(Records)
------------------------------------------------------------------------

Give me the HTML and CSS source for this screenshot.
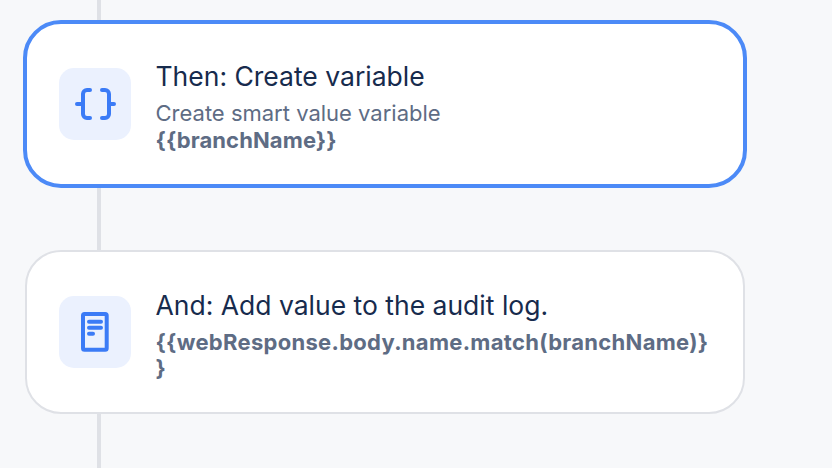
FILE: index.html
```html
<!DOCTYPE html>
<html lang="en">
<head>
    <meta charset="UTF-8">
    <meta name="viewport" content="width=device-width, initial-scale=1.0">
    <title>Automation rule</title>
    <link rel="stylesheet" href="styles.css">
</head>
<body>
    <div class="flow">
        <div class="line"></div>
        <div class="card card-selected">
            <div class="icon-tile">
                <svg width="48" height="48" viewBox="0 0 48 48" fill="none" stroke="#3b7bf6" stroke-width="4" stroke-linecap="round" stroke-linejoin="round">
                    <path d="M19 10h-3a4 4 0 0 0-4 4v20a4 4 0 0 0 4 4h3M6 24h6"/>
                    <path d="M31 10h3a4 4 0 0 1 4 4v20a4 4 0 0 1-4 4h-3M38 24h5"/>
                </svg>
            </div>
            <div class="card-text">
                <h3>Then: Create variable</h3>
                <p class="sub">Create smart value variable</p>
                <p class="code">{{branchName}}</p>
            </div>
        </div>
        <div class="card">
            <div class="icon-tile">
                <svg width="48" height="48" viewBox="0 0 48 48" fill="none" stroke="#3b7bf6" stroke-width="4" stroke-linecap="round" stroke-linejoin="round">
                    <rect x="12" y="6" width="23.700" height="35.700" rx="1.500"/>
                    <path d="M18 13.700h12M18 19.700h12M18 25.700h4"/>
                </svg>
            </div>
            <div class="card-text">
                <h3>And: Add value to the audit log.</h3>
                <p class="code code-long">{{webResponse.body.name.match(branchName)}}</p>
            </div>
        </div>
    </div>
</body>
</html>
```

FILE: styles.css
```css
html, body {
    margin: 0;
    padding: 0;
}
body {
    font-family: Inter, "Liberation Sans", sans-serif;
    background-color: #f7f8fa;
    color: #172b4d;
    width: 832px;
    height: 468px;
    overflow: hidden;
}
.flow {
    position: relative;
    width: 720px;
    margin-left: 25px;
    padding-top: 22px;
}
.line {
    position: absolute;
    left: 72px;
    top: 0;
    width: 4px;
    height: 468px;
    background: #dfe1e6;
}
.card {
    position: relative;
    display: flex;
    align-items: center;
    gap: 24.500px;
    box-sizing: border-box;
    height: 164px;
    padding: 0 32px;
    background: #fff;
    border: 2px solid #dfe1e6;
    border-radius: 36px;
}
.card-selected {
    width: 724px;
    height: 168px;
    margin: -2px -2px 62px;
    border: 4px solid #4c8af7;
    border-radius: 38px;
}
.icon-tile {
    display: flex;
    align-items: center;
    justify-content: center;
    flex: none;
    width: 72px;
    height: 72px;
    background: #ebf1fe;
    border-radius: 15px;
}
.card-text {
    width: 558px;
    padding-top: 5px;
}
.card-text h3 {
    margin: 0 0 8px;
    font-size: 26.500px;
    line-height: 32px;
    font-weight: 400;
}
.sub {
    margin: 0;
    font-size: 22px;
    line-height: 27px;
    color: #5e6c84;
}
.code {
    margin: 0;
    font-size: 22px;
    line-height: 26px;
    font-weight: 700;
    color: #5e6c84;
    line-break: anywhere;
    letter-spacing: 0.1px;
}
.code-long {
    letter-spacing: 0.3px;
}
```
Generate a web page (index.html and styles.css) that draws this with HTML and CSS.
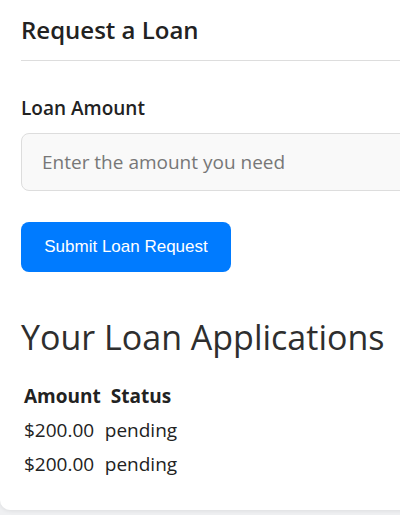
FILE: index.html
```html
<!DOCTYPE html>
<html lang="en">
<head>
    <meta charset="UTF-8">
    <meta name="viewport" content="width=device-width, initial-scale=1.0">
    <title>Request a Loan</title>
    <link rel="stylesheet" href="styles.css">
</head>
<body>

    <div class="page">
        <div class="card">
            <h3 class="card-title">Request a Loan</h3>

            <form id="loan-form">
                <label for="amount">Loan Amount</label>
                <input type="text" id="amount" name="amount" placeholder="Enter the amount you need">
                <button type="button" class="submit-btn">Submit Loan Request</button>
            </form>

            <h2 class="section-title">Your Loan Applications</h2>
            <table class="loans">
                <thead>
                    <tr><th>Amount</th><th>Status</th></tr>
                </thead>
                <tbody>
                    <tr><td>$200.00</td><td>pending</td></tr>
                    <tr><td>$200.00</td><td>pending</td></tr>
                </tbody>
            </table>
        </div>
    </div>

</body>
</html>
```

FILE: styles.css
```css
body {
    font-family: "Open Sans", "Noto Sans", sans-serif;
    background-color: #eff0f2;
    margin: 0;
    padding: 0;
}
.page {
    overflow: hidden;
    padding-bottom: 10px;
}
.card {
    width: 440px;
    background-color: #fff;
    border-radius: 0 0 10px 10px;
    box-shadow: 0 1px 4px rgba(0, 0, 0, 0.08);
    padding: 15px 21px 28px;
}
.card-title {
    margin: 0;
    padding-bottom: 15px;
    border-bottom: 1px solid #ddd;
    font-size: 24px;
    line-height: 30px;
    font-weight: 600;
    color: #222;
}
#loan-form {
    padding-top: 35px;
}
label {
    display: block;
    font-size: 19px;
    line-height: 24px;
    font-weight: 600;
    color: #222;
    margin-bottom: 13px;
}
input {
    display: block;
    box-sizing: border-box;
    width: 100%;
    height: 58px;
    padding: 0 20px;
    font-family: inherit;
    font-size: 19px;
    background-color: #f9f9f9;
    border: 1px solid #ddd;
    border-radius: 8px;
    margin-bottom: 31px;
}
input::placeholder {
    color: #777;
}
.submit-btn {
    display: block;
    width: 210px;
    height: 50px;
    background-color: #007bff;
    color: #fff;
    font-family: "Liberation Sans", Arial, sans-serif;
    font-size: 17px;
    border: none;
    border-radius: 8px;
    cursor: pointer;
}
.section-title {
    margin: 45px 0 21px;
    font-size: 34px;
    line-height: 40px;
    font-weight: 500;
    color: #2e2e2e;
}
.loans {
    font-size: 19px;
    line-height: 24px;
    color: #222;
}
.loans th,
.loans td {
    padding: 4px 1px;
}
.loans th {
    font-weight: 700;
}
```
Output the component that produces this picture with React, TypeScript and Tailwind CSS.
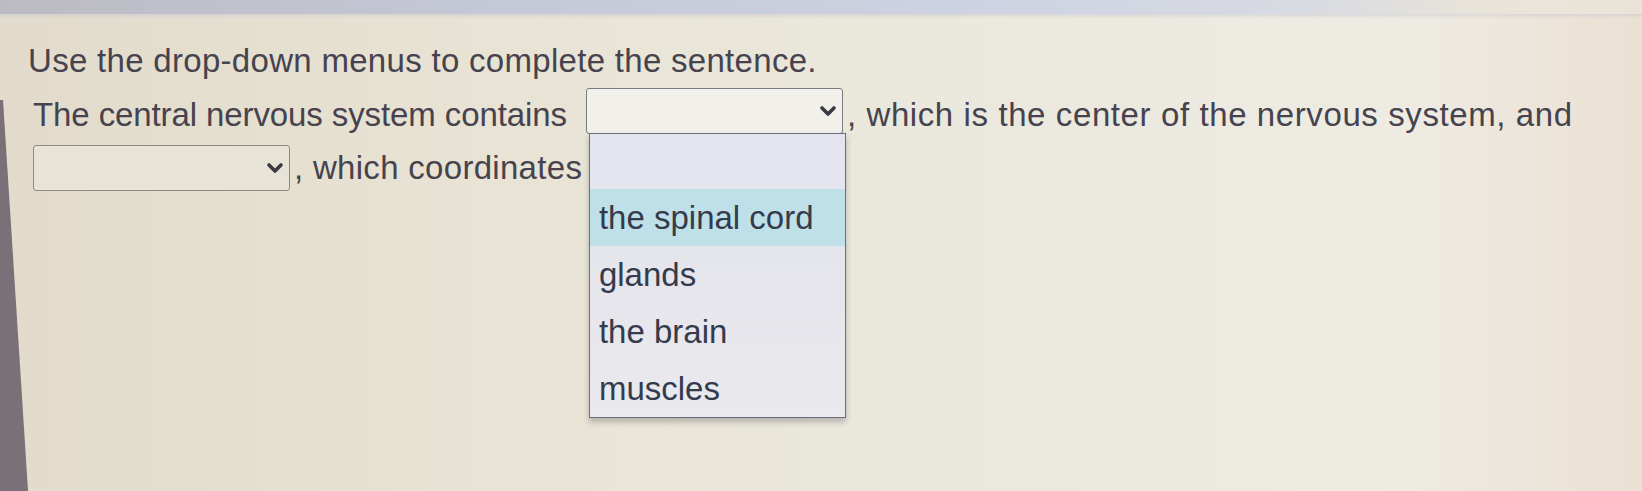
import React from "react";

/* ── Options for the open drop-down ── */
const options = ["", "the spinal cord", "glands", "the brain", "muscles"];

function Chevron() {
  return (
    <svg width="20" height="14" viewBox="0 0 20 14" className="shrink-0">
      <path
        d="M4 4l6 6 6-6"
        fill="none"
        stroke="#3b3a42"
        strokeWidth="3.6"
        strokeLinecap="round"
        strokeLinejoin="round"
      />
    </svg>
  );
}

function Select({
  className,
  children,
}: {
  className: string;
  children?: React.ReactNode;
}) {
  return (
    <div
      className={`relative flex h-[46px] w-[257px] shrink-0 items-center justify-end rounded-[3px] border-[1.5px] pr-[4px] ${className}`}
    >
      <Chevron />
      {children}
    </div>
  );
}

export default function App() {
  return (
    <div className="relative h-[491px] w-[1642px] overflow-hidden bg-[linear-gradient(90deg,#e2dbcb_0%,#e8e3d4_30%,#ebe9de_60%,#eeebe3_86%,#ebe0d3_100%)] font-['Liberation_Sans',Arial,sans-serif]">
      {/* top strip of the monitor */}
      <div className="h-[14px] bg-[linear-gradient(90deg,#bcbbc3_0%,#c6cad9_35%,#cdd3e2_60%,#d9dbe2_80%,#e9e4da_90%,#ebe3d8_100%)] shadow-[0_2px_3px_rgba(200,200,210,0.6)]" />

      {/* dark bezel edge on the left */}
      <svg
        className="pointer-events-none absolute left-0 top-0"
        width="40"
        height="491"
        viewBox="0 0 40 491"
      >
        <polygon points="0,100 3,100 28,491 0,491" fill="#7a7077" />
      </svg>

      <div className="pl-[28px] pt-[27px] text-[33px] leading-[40px] tracking-[0.3px] text-[#46434e]">
        <p>Use the drop-down menus to complete the sentence.</p>

        <div className="mt-[6px] pl-[5px]">
          {/* Line 1 */}
          <div className="flex items-center">
            <span className="mt-[8px] whitespace-nowrap tracking-[-0.1px]">
              The central nervous system contains
            </span>
            <Select className="ml-[19px] border-[#7c7b82] bg-[#f1f0ea]">
              {/* open menu */}
              <div className="absolute left-[2px] top-[44px] z-10 w-[257px] border-[1.5px] border-[#6c6f7a] bg-[linear-gradient(180deg,#e3e4ee,#e6e6ec_60%,#e9e9ee)] shadow-[0_4px_6px_rgba(80,80,90,0.35)]">
                {options.map((o, i) => (
                  <div
                    key={i}
                    className={`flex items-center pl-[9px] text-[33px] tracking-normal text-[#343b4c] ${
                      i === 0 ? "h-[55px]" : "h-[57px]"
                    } ${i === 1 ? "bg-[#bfe0e8]" : ""}`}
                  >
                    {o}
                  </div>
                ))}
              </div>
            </Select>
            <span className="ml-[4px] mt-[8px] whitespace-nowrap tracking-[0.6px]">
              , which is the center of the nervous system, and
            </span>
          </div>

          {/* Line 2 */}
          <div className="mt-[10px] flex items-center">
            <Select className="border-[#8c8a86] bg-[#e7e3d7]" />
            <span className="ml-[4px] whitespace-nowrap">, which coordinates</span>
          </div>
        </div>
      </div>
    </div>
  );
}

------------------------------------------------------------------------

__What you are asked to do__
Identify and list each line with the word "React".

__Written solution__
Output the component that produces this picture with React, TypeScript and Tailwind CSS.
import React from "react";
  children?: React.ReactNode;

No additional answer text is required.